The task
Seek out every line containing the word "screenshot", and copy each.
### Data shown ###
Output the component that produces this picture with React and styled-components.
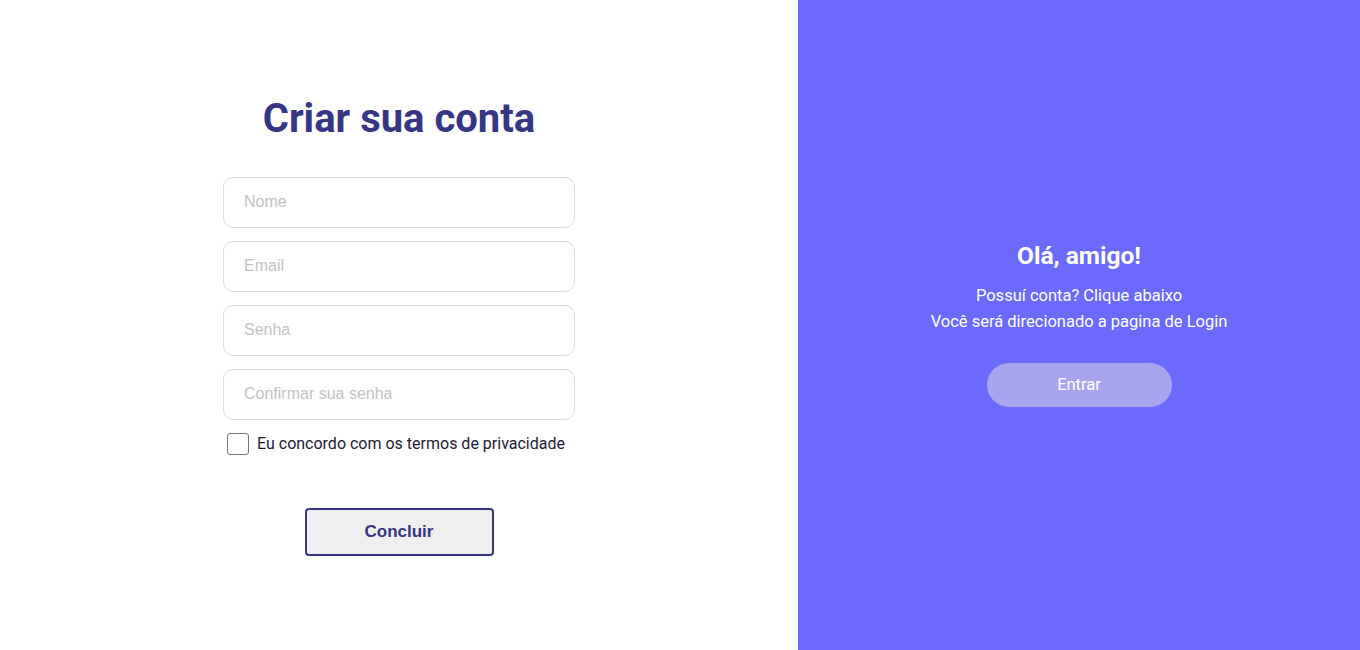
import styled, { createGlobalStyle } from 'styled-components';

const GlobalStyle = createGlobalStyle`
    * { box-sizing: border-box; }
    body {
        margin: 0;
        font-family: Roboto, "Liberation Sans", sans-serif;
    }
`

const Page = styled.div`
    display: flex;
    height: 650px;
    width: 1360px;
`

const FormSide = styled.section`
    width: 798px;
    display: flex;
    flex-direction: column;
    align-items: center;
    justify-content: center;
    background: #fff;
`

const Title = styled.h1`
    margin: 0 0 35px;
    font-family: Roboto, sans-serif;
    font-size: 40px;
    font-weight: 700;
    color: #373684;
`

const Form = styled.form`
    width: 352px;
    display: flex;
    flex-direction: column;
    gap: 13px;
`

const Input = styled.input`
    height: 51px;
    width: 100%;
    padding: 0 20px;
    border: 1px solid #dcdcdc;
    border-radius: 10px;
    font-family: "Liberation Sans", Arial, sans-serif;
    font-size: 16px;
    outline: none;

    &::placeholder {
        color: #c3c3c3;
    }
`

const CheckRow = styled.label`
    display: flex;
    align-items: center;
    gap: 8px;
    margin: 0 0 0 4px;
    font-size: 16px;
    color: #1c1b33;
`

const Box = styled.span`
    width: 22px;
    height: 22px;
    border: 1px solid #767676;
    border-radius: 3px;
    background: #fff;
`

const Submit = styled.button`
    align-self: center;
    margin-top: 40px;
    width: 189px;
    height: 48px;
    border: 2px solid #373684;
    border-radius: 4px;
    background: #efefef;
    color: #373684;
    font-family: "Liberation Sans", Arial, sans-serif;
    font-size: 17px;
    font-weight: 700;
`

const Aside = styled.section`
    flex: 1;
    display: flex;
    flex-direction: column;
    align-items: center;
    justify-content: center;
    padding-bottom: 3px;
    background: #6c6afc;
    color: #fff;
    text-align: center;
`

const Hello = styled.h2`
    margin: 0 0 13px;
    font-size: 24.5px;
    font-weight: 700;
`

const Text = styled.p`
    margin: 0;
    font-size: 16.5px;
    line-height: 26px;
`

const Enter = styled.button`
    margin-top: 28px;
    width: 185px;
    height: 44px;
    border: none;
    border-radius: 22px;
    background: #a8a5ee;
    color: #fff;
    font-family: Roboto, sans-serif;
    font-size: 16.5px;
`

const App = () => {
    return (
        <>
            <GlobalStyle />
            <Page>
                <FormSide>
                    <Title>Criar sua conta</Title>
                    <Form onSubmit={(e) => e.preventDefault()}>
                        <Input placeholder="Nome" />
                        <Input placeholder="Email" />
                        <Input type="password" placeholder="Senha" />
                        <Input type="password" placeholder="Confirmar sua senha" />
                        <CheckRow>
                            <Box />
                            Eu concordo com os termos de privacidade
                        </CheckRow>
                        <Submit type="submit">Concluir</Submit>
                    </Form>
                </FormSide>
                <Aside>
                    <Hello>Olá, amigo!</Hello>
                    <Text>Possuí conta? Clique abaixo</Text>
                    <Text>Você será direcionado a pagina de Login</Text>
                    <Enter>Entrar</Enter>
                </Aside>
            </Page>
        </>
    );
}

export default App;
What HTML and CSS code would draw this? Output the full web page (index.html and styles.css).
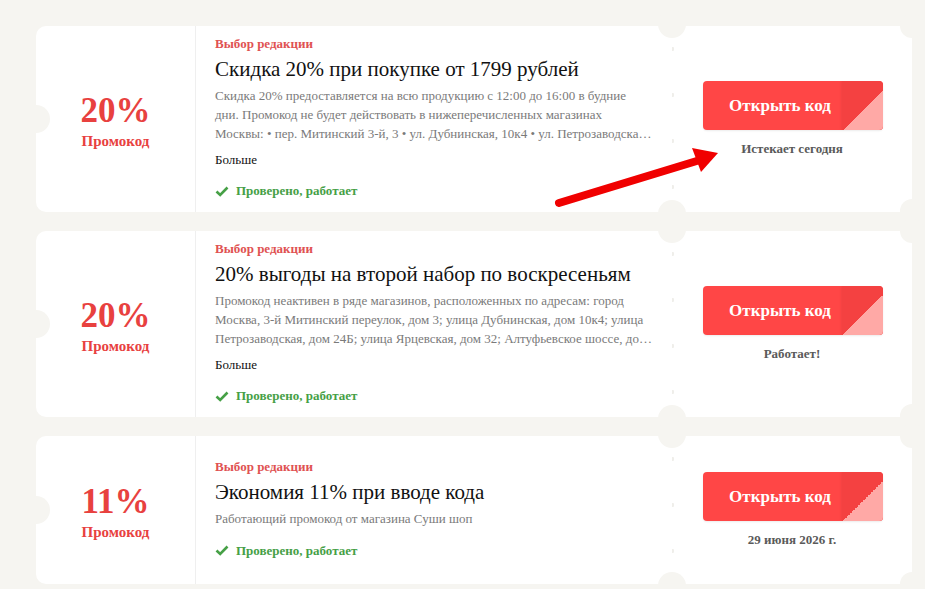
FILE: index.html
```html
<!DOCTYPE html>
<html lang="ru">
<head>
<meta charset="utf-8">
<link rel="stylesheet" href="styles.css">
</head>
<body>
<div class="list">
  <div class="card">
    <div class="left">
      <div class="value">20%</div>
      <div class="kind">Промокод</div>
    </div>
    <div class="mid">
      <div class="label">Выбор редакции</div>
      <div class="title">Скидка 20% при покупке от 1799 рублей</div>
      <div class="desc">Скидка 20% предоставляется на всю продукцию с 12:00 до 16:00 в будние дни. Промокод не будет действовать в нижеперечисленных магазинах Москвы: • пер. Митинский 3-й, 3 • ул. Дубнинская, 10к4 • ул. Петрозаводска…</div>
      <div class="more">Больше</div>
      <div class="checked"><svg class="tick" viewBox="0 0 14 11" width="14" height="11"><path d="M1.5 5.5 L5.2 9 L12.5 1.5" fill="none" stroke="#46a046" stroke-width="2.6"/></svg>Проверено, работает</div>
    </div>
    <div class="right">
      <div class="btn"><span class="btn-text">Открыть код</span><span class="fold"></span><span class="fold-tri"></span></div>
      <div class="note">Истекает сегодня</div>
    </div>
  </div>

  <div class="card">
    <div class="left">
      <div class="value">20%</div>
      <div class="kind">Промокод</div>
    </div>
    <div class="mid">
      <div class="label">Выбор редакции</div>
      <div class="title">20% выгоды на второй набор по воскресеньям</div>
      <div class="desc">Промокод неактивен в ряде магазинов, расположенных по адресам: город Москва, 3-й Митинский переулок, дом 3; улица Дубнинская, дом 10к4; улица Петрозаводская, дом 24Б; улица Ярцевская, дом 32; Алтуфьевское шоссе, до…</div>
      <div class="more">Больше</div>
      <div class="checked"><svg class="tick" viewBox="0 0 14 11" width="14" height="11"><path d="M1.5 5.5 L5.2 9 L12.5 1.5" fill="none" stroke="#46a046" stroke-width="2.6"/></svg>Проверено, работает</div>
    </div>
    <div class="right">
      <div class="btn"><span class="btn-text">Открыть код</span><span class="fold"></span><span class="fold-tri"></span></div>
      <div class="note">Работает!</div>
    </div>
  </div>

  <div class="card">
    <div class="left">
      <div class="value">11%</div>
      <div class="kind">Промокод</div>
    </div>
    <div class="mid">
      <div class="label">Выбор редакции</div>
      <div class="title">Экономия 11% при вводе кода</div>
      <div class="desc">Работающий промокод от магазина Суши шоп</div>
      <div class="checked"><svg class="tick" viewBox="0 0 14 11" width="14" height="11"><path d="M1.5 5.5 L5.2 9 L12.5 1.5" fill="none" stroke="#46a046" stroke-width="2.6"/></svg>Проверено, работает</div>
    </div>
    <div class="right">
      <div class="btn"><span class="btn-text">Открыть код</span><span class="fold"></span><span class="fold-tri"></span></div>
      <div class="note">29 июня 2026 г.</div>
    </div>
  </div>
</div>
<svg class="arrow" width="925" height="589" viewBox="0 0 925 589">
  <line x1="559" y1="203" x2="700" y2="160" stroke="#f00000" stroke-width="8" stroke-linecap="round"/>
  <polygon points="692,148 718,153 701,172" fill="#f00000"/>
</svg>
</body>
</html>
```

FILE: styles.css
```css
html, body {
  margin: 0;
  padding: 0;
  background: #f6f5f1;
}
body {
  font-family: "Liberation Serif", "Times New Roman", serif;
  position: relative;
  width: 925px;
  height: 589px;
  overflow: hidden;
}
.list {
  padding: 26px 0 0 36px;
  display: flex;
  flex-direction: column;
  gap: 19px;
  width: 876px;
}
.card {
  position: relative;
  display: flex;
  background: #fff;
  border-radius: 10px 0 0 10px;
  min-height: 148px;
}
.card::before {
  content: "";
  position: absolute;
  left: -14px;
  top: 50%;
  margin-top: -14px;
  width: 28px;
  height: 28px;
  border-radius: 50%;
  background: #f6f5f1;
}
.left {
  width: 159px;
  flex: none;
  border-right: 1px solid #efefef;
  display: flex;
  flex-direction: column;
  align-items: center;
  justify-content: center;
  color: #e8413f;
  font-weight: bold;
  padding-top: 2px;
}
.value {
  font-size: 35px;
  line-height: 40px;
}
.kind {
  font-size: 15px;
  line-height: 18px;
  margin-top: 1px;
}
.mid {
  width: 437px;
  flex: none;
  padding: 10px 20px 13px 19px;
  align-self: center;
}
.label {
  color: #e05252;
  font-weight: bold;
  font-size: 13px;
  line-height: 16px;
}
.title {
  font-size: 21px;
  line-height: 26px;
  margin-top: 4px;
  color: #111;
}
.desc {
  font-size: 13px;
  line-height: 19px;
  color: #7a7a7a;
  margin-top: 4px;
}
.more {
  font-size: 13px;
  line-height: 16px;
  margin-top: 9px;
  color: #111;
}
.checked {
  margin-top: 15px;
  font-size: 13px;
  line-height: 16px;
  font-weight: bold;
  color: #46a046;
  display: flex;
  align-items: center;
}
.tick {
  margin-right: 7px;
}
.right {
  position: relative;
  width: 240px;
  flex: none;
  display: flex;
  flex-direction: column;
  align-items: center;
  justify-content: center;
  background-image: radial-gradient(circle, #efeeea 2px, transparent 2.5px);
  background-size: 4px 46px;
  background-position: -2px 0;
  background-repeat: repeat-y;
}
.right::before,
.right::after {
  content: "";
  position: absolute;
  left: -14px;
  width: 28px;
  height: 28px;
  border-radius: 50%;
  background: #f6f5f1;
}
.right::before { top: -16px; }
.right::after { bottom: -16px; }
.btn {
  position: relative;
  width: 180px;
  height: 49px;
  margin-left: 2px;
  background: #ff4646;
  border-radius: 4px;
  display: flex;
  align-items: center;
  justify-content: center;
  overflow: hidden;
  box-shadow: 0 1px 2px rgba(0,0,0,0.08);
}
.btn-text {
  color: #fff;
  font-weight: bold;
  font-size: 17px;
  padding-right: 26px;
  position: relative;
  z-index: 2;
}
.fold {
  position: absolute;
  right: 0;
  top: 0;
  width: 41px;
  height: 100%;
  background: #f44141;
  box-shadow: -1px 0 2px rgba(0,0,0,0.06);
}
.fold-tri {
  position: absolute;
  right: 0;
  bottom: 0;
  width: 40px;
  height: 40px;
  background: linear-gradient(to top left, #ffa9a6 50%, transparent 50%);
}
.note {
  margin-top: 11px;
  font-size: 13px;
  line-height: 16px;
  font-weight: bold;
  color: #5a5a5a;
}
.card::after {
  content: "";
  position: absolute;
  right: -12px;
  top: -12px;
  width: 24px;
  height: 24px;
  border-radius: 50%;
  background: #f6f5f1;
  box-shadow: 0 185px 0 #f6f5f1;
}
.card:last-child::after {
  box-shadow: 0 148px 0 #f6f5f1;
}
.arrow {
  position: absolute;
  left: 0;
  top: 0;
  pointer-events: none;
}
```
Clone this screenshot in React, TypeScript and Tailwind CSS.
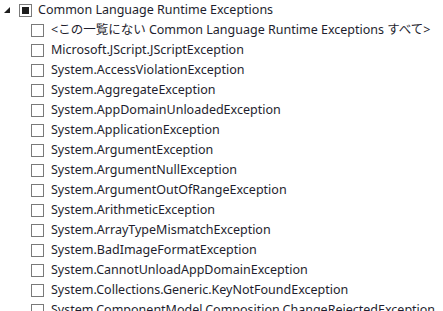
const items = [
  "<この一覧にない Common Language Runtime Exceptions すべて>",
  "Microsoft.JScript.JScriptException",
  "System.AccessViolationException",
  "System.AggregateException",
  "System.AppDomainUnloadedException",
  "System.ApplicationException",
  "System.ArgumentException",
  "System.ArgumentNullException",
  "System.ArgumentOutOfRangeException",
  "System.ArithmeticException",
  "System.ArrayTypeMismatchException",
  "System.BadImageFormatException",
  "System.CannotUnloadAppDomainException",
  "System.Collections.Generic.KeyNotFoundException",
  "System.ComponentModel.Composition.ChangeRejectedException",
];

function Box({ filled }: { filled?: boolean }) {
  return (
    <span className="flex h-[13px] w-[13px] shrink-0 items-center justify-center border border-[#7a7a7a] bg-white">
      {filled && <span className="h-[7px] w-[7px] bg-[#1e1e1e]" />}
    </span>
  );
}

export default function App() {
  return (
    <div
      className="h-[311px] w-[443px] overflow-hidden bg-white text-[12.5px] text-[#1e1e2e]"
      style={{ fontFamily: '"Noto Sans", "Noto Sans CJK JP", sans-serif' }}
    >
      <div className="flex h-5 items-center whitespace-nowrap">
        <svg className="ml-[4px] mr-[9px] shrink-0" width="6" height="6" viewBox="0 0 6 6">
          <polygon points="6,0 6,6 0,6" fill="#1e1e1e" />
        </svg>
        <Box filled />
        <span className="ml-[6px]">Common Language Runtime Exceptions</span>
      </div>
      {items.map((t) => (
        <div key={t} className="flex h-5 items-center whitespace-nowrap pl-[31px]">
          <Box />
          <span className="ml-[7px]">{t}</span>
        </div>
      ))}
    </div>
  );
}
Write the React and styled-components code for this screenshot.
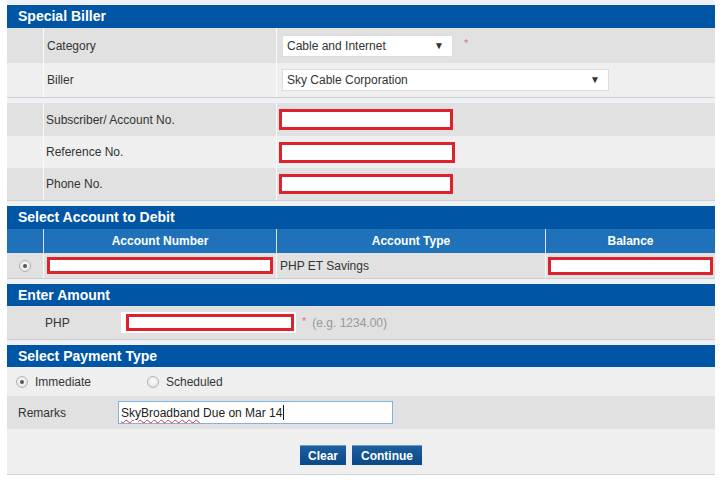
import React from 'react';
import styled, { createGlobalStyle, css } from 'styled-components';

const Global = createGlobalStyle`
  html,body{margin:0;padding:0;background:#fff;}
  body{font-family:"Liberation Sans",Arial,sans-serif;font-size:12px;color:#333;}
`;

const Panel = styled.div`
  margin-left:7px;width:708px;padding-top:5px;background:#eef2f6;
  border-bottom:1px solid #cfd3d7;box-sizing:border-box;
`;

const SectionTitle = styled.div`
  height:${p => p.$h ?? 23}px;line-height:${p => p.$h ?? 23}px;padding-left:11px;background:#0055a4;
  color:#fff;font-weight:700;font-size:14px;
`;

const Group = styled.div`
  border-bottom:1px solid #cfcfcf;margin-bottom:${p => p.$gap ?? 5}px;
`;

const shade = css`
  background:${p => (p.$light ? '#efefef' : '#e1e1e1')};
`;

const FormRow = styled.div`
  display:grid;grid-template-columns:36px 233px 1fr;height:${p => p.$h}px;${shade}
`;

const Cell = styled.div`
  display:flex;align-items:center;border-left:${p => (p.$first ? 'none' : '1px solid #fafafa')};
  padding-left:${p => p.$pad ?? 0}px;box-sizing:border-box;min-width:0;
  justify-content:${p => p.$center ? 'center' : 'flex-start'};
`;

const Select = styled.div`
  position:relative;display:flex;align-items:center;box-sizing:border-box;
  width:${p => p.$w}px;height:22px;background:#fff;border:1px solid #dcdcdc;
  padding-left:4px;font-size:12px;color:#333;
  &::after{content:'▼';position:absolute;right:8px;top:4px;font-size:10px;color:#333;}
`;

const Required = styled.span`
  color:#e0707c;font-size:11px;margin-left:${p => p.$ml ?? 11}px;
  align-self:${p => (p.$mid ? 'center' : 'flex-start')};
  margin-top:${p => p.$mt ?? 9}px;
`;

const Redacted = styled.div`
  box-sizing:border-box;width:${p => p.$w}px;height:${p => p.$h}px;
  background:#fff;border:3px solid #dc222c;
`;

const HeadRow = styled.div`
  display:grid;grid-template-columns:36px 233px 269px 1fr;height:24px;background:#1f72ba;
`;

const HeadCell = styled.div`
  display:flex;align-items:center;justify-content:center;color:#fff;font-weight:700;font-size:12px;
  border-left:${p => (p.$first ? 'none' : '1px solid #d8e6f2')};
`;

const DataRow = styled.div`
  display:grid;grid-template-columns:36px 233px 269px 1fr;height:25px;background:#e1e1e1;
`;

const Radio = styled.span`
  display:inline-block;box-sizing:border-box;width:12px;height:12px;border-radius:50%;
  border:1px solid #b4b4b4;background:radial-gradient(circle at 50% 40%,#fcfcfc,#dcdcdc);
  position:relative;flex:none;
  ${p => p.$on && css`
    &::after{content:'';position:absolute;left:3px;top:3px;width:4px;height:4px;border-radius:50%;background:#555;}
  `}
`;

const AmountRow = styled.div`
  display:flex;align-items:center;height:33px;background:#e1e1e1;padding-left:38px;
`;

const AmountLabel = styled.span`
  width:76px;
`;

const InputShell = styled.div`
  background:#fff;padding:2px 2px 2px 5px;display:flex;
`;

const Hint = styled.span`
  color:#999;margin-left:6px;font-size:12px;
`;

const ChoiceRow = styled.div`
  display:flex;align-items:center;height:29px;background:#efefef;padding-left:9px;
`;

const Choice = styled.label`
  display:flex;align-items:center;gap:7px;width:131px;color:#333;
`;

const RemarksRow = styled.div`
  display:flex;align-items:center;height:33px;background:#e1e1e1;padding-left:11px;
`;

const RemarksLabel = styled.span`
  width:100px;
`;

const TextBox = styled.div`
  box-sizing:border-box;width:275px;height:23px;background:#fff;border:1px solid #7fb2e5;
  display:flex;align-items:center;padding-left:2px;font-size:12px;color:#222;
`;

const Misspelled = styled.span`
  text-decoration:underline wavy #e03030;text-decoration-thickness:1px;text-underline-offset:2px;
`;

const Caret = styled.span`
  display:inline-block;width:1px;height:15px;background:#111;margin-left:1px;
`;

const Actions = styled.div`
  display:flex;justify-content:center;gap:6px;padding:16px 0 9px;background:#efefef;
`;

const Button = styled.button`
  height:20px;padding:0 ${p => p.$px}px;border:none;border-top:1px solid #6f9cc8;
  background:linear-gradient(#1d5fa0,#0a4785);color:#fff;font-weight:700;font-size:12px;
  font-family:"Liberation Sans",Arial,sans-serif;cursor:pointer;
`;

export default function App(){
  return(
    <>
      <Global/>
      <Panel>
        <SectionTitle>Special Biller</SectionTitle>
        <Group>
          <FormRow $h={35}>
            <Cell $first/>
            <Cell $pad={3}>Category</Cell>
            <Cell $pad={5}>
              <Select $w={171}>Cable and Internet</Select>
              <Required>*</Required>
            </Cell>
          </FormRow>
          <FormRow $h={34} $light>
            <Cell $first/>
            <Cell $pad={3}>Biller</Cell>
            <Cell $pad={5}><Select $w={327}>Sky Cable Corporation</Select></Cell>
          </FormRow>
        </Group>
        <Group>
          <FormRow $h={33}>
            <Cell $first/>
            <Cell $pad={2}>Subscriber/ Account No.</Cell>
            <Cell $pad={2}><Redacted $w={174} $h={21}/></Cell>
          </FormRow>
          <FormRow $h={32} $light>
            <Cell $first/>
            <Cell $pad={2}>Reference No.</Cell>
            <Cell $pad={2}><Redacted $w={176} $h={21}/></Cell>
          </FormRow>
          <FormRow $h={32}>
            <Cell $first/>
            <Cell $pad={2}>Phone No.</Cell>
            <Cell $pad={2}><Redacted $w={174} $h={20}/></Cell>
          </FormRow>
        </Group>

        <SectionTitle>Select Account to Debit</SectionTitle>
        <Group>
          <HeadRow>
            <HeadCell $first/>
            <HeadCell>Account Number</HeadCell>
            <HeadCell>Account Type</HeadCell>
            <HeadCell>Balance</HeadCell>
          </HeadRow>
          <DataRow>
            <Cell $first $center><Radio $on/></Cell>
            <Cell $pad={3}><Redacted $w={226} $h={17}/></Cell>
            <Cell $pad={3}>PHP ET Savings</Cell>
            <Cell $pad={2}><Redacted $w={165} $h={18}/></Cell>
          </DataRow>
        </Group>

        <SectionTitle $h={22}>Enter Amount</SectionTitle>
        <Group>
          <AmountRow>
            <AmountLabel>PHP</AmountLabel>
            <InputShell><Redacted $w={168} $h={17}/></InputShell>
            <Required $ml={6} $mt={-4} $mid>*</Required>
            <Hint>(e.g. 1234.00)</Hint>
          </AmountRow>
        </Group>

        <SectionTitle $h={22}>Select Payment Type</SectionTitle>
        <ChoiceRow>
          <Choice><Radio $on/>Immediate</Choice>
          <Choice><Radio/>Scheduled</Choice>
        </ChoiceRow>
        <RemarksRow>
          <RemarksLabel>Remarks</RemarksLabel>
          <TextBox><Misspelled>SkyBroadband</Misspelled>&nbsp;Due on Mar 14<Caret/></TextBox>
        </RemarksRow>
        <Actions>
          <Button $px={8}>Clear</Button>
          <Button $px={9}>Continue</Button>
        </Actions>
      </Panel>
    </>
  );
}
###
Task result
Clone this screenshot in React, TypeScript and Tailwind CSS.
Write the React and styled-components code for this screenshot.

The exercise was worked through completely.